Wherever a line below holds the word "full", copy that line.

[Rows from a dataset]
···

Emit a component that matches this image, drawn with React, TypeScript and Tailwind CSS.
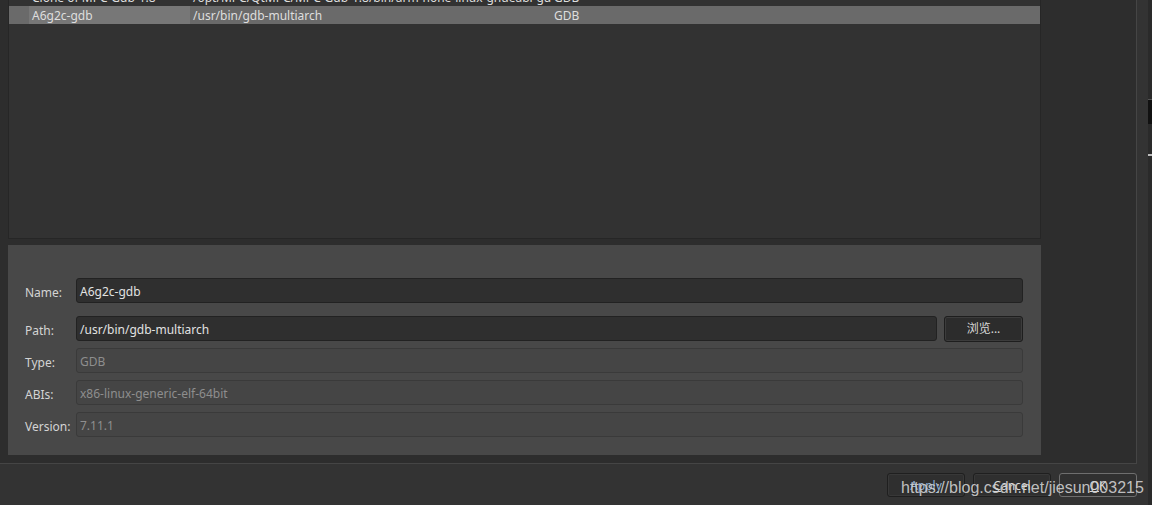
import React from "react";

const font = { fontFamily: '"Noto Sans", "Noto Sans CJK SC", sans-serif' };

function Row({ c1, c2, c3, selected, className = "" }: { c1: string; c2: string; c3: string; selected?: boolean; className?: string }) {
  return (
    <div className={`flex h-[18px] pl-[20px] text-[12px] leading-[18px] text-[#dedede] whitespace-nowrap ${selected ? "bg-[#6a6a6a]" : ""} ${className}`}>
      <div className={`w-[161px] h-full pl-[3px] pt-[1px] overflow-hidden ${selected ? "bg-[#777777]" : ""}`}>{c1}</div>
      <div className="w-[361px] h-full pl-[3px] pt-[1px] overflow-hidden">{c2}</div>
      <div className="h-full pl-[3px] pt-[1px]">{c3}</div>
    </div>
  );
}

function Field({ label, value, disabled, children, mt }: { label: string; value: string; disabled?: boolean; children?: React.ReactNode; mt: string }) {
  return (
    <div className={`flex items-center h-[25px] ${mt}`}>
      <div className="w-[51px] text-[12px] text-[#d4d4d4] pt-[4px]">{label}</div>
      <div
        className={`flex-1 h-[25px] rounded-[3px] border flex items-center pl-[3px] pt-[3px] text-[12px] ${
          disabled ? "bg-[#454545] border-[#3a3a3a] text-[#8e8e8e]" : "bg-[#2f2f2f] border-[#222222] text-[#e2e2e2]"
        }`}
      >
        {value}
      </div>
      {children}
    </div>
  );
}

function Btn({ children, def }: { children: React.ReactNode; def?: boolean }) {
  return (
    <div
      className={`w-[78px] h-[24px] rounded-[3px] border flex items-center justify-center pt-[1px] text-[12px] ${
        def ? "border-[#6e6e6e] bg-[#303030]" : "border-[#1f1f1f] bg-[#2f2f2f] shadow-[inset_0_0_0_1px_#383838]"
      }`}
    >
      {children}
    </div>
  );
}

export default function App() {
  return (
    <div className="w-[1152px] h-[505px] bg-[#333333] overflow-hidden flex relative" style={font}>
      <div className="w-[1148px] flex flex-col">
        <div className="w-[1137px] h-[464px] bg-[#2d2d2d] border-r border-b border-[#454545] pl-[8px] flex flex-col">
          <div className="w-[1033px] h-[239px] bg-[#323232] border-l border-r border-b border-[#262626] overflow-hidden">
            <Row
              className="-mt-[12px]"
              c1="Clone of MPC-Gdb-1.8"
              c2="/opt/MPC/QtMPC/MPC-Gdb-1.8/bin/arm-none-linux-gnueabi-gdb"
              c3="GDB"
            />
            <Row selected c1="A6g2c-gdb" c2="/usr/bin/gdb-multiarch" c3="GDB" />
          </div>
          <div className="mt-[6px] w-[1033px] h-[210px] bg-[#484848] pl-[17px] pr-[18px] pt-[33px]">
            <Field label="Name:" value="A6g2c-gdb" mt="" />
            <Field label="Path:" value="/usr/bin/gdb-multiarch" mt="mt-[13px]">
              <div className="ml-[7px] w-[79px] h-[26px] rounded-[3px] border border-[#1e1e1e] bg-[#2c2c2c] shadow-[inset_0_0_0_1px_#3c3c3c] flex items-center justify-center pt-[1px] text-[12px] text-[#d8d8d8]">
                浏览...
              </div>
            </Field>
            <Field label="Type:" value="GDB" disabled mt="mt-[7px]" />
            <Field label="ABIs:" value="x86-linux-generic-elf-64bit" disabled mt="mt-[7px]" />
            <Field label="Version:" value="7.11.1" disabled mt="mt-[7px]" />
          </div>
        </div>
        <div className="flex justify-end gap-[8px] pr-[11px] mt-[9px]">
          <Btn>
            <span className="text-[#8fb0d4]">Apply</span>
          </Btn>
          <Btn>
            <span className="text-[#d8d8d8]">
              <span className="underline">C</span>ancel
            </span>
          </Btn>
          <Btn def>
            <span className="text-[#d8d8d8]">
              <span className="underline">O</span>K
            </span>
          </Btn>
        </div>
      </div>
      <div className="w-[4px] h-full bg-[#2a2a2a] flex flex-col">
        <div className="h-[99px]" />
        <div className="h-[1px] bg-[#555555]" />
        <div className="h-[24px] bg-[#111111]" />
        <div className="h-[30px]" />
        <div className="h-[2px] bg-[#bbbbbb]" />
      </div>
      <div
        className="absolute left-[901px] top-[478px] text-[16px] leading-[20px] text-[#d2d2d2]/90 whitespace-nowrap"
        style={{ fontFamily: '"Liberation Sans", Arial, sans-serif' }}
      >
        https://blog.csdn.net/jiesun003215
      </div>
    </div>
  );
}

···

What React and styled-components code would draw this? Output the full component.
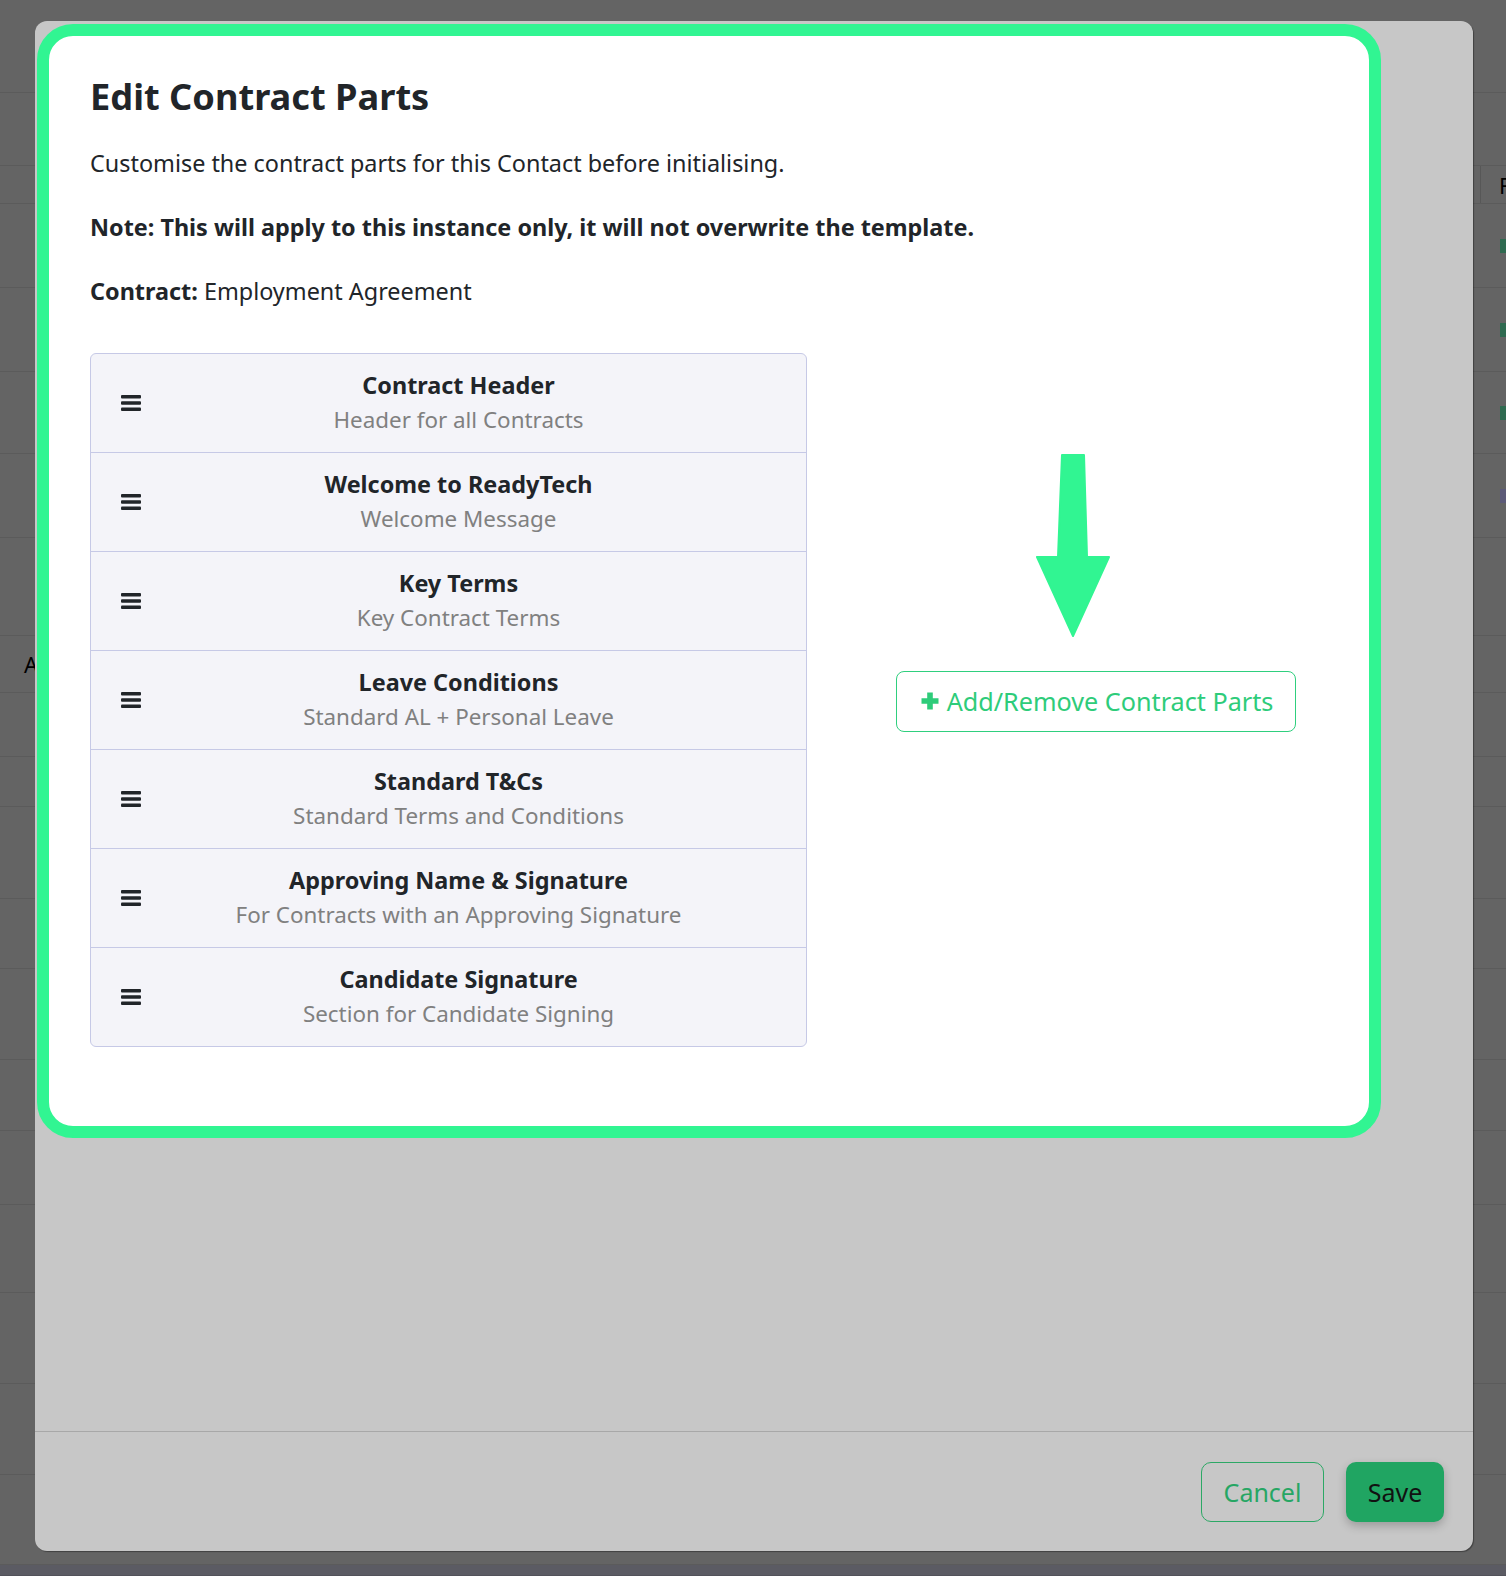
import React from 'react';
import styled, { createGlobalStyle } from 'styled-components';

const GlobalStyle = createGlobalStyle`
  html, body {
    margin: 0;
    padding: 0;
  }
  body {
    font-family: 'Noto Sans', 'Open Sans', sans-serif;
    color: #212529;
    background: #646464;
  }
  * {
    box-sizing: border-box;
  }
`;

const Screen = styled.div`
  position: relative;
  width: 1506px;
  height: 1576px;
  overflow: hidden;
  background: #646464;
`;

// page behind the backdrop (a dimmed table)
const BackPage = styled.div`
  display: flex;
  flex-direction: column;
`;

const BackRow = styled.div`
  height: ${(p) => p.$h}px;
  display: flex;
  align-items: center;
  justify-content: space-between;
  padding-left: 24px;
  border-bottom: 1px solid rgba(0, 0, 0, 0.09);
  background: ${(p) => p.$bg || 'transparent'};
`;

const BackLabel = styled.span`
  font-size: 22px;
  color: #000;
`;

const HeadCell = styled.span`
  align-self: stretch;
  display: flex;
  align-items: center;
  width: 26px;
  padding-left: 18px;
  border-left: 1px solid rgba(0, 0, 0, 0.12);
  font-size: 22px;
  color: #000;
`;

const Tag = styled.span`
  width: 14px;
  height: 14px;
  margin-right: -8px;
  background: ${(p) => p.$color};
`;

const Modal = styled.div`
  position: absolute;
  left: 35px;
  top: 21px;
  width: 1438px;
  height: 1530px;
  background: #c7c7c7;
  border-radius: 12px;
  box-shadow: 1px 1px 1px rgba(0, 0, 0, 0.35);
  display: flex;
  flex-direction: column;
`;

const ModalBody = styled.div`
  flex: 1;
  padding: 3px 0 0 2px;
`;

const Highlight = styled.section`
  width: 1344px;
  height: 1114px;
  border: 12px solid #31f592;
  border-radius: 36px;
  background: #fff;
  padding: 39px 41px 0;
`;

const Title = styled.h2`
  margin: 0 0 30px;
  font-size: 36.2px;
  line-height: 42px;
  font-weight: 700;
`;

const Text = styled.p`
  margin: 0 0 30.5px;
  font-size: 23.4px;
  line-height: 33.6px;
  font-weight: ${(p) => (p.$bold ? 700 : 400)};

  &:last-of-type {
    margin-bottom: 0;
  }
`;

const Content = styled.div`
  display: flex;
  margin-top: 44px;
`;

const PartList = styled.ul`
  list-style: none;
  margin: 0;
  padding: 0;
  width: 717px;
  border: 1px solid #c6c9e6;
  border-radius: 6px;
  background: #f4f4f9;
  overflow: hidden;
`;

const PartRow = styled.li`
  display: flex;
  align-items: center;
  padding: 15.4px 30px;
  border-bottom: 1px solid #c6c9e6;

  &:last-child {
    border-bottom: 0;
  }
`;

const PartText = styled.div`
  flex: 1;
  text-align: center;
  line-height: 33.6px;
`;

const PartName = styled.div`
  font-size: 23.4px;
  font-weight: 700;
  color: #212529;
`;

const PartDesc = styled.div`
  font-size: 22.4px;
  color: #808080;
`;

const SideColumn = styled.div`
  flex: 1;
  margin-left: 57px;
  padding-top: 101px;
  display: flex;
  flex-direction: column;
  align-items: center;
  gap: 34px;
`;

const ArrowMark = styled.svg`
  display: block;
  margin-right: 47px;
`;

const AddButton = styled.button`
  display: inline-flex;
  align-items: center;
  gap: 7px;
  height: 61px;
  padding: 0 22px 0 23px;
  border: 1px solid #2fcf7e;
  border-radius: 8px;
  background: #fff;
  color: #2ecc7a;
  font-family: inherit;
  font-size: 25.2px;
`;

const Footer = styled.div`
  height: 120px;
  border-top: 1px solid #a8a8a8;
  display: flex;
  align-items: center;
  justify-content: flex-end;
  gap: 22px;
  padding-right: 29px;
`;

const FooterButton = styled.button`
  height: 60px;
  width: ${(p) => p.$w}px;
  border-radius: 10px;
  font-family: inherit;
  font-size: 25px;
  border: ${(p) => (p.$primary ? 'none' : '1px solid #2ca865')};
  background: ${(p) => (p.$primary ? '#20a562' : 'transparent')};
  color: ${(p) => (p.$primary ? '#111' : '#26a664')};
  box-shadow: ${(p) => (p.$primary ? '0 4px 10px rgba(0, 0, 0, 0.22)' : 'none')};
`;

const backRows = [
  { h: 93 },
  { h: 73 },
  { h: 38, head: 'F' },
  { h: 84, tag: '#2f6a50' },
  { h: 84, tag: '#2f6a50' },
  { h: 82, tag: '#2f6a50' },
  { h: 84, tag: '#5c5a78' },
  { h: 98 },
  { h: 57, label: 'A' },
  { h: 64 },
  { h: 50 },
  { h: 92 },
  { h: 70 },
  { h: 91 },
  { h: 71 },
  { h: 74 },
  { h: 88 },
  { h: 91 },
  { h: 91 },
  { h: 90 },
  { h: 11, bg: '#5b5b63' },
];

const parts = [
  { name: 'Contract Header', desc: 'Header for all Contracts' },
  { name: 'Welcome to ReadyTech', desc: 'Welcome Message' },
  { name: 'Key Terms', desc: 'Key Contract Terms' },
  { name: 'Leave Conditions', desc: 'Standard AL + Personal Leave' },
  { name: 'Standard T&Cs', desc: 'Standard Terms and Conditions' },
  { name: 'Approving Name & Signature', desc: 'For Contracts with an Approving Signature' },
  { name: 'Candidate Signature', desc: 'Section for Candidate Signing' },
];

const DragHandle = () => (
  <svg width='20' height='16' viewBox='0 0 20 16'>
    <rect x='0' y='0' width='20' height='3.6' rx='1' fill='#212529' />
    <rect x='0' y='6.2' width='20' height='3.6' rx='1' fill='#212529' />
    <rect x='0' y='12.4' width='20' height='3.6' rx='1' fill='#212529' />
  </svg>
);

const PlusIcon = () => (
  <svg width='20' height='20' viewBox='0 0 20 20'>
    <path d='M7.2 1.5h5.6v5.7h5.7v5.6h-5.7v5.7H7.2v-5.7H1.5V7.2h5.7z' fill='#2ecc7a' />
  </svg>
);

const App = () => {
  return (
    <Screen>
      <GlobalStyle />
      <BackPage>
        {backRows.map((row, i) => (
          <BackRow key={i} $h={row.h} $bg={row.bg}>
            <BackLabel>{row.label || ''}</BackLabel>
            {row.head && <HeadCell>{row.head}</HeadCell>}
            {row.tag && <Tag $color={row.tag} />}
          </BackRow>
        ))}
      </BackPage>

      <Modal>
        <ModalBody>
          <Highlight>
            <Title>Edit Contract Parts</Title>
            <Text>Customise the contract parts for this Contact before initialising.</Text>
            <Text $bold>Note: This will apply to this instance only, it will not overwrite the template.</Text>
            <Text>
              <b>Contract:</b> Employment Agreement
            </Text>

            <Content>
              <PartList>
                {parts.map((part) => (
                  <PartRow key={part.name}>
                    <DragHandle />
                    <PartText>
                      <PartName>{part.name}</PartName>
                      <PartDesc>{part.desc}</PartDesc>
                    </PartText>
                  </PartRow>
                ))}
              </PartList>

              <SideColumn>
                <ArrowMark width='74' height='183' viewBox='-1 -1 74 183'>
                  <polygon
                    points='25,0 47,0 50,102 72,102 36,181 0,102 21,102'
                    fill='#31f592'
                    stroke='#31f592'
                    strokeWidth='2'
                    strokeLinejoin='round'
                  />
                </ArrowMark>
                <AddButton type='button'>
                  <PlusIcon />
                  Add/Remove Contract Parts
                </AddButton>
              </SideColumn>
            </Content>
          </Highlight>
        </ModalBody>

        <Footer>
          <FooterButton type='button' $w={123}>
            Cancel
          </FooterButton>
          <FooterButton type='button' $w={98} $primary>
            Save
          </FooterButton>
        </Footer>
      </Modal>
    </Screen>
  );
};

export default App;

···

§ **Response to this task**
      <div className={`w-[161px] h-full pl-[3px] pt-[1px] overflow-hidden ${selected ? "bg-[#777777]" : ""}`}>{c1}</div>
      <div className="w-[361px] h-full pl-[3px] pt-[1px] overflow-hidden">{c2}</div>
      <div className="h-full pl-[3px] pt-[1px]">{c3}</div>
      <div className="w-[4px] h-full bg-[#2a2a2a] flex flex-col">
What React and styled-components code would draw this? Output the full component.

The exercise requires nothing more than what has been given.